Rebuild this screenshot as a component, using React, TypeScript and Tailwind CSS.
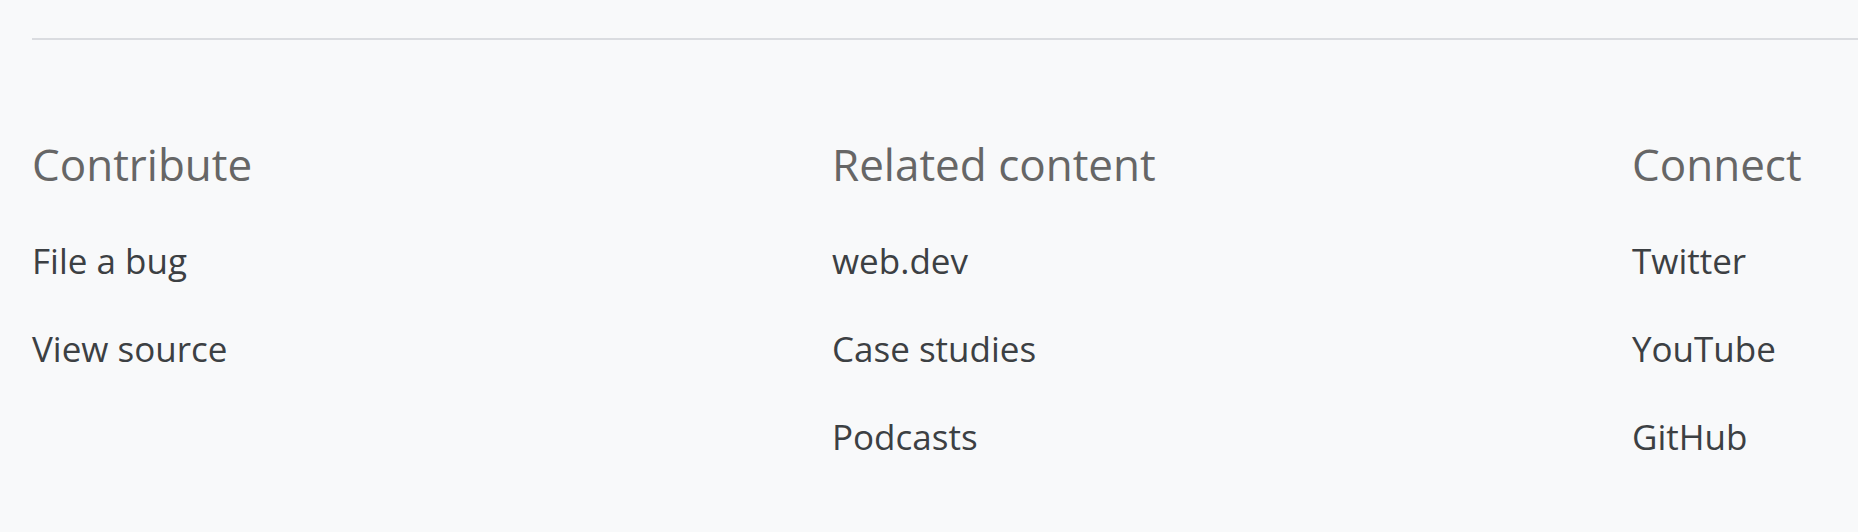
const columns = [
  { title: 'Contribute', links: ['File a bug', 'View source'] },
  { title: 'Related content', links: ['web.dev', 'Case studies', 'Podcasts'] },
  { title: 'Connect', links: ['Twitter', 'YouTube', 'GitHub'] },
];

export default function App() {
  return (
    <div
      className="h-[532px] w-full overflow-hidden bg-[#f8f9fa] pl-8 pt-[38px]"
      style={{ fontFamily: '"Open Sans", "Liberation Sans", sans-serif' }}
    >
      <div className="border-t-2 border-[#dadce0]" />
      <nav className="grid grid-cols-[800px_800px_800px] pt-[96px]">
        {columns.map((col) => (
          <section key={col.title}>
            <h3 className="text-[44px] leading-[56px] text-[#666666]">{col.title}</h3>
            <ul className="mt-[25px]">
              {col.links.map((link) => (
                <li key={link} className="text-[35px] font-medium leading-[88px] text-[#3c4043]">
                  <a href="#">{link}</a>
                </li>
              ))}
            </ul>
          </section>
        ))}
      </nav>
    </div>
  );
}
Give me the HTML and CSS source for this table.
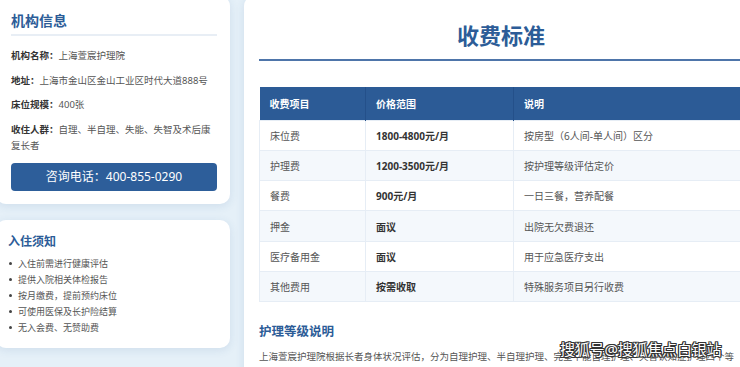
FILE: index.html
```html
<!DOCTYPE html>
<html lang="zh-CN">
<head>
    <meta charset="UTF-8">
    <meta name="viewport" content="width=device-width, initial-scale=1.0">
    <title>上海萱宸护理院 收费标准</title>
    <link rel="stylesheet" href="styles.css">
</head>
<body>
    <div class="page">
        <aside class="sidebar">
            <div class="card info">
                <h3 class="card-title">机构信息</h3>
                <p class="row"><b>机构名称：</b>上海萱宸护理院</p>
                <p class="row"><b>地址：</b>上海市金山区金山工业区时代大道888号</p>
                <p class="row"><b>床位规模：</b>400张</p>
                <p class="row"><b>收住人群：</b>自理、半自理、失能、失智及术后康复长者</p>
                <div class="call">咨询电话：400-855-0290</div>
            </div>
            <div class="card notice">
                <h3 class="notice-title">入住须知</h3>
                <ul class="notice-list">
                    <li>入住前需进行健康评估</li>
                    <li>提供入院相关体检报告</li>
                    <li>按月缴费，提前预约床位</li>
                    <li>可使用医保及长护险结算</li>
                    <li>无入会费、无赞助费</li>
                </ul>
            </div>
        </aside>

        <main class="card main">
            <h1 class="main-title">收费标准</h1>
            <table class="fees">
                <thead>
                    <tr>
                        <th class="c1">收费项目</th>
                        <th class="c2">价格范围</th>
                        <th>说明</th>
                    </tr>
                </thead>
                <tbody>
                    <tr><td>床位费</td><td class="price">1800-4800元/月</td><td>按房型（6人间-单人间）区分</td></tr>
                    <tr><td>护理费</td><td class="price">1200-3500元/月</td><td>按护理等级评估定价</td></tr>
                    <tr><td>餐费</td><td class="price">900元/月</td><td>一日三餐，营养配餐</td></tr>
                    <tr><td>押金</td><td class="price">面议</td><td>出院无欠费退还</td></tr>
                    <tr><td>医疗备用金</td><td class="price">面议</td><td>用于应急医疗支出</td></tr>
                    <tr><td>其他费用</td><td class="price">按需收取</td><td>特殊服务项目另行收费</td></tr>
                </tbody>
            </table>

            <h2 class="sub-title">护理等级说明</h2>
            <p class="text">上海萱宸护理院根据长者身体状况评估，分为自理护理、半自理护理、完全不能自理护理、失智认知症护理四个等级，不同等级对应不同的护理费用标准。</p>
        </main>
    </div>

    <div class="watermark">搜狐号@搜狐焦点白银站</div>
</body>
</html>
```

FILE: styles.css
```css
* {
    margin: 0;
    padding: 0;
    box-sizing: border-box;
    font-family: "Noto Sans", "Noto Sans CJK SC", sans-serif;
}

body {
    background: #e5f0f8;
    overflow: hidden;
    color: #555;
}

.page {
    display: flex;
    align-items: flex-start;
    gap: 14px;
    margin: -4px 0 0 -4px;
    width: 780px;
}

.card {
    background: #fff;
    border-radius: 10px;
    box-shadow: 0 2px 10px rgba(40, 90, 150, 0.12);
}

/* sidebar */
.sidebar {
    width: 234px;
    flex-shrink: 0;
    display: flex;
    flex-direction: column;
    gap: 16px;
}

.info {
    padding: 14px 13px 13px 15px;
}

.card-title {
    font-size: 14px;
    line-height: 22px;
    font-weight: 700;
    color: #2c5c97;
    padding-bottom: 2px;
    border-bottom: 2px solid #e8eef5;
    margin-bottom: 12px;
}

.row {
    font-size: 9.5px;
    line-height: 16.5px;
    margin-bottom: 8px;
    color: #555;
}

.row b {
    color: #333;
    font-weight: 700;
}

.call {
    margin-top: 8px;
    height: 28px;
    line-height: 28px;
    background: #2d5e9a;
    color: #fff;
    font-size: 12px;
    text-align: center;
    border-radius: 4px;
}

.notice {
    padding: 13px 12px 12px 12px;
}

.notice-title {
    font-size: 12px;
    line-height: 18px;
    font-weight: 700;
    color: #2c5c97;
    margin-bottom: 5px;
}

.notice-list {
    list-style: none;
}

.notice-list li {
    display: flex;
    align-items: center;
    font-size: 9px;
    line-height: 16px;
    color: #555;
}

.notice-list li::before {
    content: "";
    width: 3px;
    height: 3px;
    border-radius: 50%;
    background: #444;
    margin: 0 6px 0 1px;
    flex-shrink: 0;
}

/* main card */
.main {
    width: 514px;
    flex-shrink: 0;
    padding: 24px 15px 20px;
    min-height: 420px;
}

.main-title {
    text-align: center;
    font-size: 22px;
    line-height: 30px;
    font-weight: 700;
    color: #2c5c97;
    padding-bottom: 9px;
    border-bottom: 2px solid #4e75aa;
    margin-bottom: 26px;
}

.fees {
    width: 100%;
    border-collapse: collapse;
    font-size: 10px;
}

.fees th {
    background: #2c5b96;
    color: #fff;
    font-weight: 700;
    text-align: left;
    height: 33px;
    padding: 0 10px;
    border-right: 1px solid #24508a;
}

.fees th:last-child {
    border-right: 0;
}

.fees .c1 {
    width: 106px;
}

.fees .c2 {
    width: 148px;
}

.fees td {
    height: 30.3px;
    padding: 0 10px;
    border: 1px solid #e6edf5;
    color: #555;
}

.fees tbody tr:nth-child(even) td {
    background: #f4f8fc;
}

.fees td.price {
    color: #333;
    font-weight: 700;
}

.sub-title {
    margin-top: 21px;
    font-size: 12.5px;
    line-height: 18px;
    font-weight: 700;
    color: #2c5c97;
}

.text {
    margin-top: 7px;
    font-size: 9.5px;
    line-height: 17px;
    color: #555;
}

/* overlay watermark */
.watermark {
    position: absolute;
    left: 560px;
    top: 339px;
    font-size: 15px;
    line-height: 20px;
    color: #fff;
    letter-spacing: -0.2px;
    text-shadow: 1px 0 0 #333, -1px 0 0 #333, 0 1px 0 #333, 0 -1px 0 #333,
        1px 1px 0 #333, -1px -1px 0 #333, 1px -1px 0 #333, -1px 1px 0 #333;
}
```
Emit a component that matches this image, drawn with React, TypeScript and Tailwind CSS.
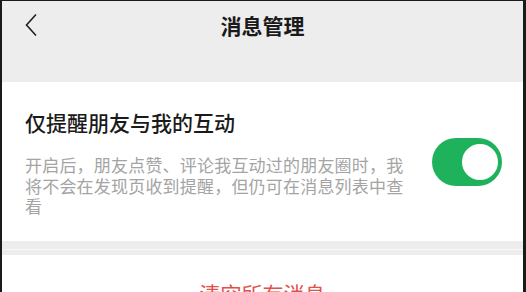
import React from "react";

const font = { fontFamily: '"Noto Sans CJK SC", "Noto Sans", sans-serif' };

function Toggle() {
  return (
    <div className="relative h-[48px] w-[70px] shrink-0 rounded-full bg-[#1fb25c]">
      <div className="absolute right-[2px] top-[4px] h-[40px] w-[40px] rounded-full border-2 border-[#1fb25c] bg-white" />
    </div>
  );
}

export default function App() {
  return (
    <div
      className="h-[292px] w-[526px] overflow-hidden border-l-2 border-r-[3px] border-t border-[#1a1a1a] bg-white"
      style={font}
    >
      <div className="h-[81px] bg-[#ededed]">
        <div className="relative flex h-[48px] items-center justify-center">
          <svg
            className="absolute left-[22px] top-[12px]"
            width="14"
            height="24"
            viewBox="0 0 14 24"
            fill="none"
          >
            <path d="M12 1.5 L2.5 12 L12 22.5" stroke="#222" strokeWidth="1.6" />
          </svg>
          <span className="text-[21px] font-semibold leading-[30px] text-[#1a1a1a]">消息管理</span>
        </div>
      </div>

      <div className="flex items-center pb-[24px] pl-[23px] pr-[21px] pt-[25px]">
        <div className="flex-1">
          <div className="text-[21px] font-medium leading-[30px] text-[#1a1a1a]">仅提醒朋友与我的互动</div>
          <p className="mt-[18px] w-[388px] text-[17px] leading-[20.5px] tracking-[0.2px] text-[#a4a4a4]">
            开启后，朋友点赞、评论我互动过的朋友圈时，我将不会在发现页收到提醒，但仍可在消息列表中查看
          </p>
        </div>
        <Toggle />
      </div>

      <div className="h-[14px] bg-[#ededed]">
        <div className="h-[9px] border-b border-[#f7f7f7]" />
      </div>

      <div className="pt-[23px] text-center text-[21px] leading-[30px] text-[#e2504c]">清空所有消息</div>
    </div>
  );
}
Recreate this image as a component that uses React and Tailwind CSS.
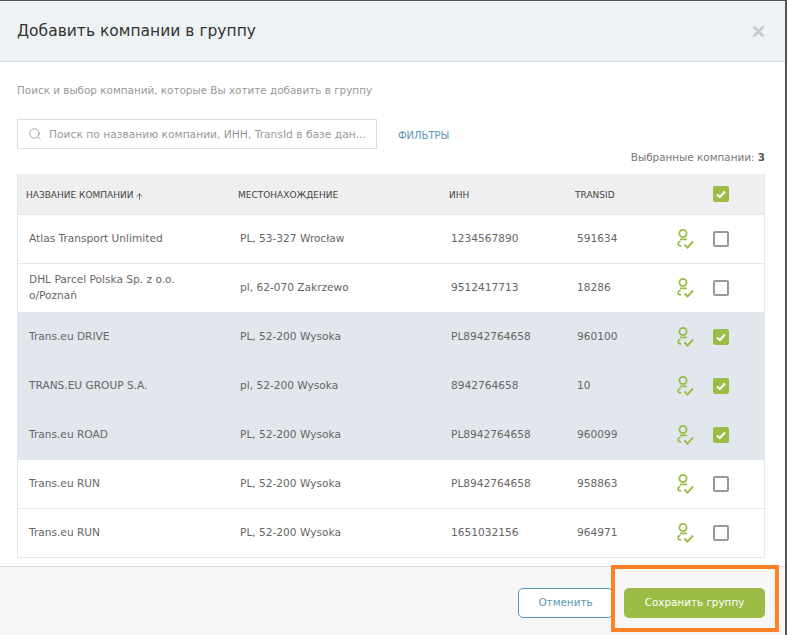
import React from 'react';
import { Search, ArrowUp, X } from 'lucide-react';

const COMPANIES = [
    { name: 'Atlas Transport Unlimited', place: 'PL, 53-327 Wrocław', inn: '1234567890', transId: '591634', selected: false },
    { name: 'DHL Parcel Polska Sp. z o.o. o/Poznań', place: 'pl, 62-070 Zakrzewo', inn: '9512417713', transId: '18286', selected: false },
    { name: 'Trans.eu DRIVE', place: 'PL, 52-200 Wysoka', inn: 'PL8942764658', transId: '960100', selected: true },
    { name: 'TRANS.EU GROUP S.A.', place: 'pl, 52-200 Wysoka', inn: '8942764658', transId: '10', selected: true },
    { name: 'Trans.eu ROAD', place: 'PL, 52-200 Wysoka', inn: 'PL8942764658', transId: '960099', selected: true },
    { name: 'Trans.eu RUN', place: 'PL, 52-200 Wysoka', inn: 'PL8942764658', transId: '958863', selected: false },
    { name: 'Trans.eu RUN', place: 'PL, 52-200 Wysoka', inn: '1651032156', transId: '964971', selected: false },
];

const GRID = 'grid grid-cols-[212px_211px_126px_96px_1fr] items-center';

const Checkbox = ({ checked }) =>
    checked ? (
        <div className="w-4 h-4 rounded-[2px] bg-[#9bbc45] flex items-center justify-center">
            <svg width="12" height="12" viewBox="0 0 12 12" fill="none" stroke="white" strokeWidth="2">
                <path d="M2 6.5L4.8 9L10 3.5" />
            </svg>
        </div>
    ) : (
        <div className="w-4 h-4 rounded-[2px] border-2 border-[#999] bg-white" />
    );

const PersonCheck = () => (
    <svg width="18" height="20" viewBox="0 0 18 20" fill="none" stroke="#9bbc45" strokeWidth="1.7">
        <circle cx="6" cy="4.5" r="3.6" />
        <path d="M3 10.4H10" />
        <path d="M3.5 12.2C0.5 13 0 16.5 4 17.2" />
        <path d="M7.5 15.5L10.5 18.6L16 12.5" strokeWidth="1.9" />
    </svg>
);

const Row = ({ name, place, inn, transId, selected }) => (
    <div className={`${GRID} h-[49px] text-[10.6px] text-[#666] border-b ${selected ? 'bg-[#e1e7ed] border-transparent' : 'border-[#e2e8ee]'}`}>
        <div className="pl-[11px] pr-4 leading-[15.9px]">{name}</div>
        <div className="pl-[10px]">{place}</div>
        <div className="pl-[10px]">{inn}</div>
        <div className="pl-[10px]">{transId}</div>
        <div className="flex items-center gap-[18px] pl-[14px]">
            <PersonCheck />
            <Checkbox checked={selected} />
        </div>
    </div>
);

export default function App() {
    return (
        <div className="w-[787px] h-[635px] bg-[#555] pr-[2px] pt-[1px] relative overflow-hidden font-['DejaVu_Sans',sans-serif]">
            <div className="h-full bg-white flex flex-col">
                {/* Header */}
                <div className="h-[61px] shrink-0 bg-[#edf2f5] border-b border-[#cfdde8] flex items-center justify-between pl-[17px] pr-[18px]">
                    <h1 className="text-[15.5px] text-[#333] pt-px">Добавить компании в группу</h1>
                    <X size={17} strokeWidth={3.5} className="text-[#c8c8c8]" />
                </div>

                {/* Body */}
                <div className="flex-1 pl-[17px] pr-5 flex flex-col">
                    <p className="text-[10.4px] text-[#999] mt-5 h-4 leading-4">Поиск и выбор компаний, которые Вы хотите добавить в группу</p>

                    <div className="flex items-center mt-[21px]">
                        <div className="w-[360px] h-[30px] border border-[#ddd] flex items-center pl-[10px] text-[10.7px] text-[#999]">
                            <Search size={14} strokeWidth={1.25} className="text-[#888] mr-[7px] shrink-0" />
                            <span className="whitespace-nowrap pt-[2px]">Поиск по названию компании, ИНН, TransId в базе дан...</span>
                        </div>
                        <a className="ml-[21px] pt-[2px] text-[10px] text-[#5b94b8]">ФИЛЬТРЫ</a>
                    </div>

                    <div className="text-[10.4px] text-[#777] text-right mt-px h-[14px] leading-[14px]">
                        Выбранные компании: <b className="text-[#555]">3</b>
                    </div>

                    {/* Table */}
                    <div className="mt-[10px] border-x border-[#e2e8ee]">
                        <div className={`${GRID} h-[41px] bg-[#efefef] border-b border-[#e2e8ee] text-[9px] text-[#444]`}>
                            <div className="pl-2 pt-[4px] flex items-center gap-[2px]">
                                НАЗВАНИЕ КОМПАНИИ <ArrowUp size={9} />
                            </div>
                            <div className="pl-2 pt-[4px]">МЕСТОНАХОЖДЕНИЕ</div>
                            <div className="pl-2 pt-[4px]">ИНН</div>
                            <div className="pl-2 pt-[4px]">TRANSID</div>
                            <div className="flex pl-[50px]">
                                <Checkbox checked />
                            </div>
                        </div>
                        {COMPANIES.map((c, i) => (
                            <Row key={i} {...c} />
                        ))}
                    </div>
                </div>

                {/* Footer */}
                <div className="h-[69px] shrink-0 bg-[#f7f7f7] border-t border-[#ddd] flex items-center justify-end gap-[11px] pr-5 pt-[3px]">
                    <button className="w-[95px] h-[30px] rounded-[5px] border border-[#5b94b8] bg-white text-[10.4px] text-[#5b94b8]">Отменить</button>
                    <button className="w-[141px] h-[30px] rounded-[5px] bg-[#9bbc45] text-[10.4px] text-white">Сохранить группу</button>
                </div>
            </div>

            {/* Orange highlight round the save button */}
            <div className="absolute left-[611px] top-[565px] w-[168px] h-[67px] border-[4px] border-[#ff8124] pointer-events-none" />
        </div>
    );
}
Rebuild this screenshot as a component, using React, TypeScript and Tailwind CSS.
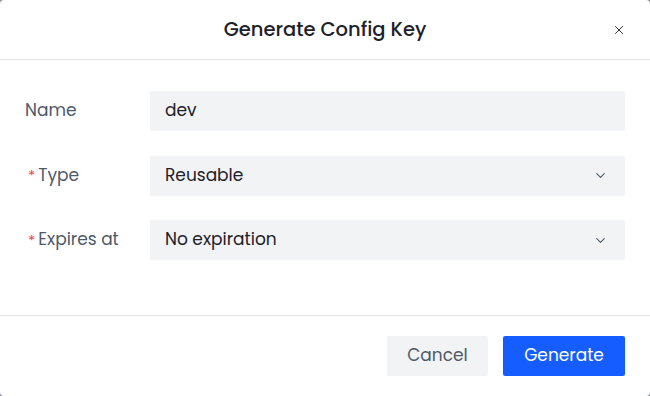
::::::::
■ EXERCISE INSTRUCTIONS ■
Pull every line containing "source" from the data.

■ SOLUTION TO THIS PROBLEM ■
  { title: 'Contribute', links: ['File a bug', 'View source'] },
Give me the HTML and CSS source for this table.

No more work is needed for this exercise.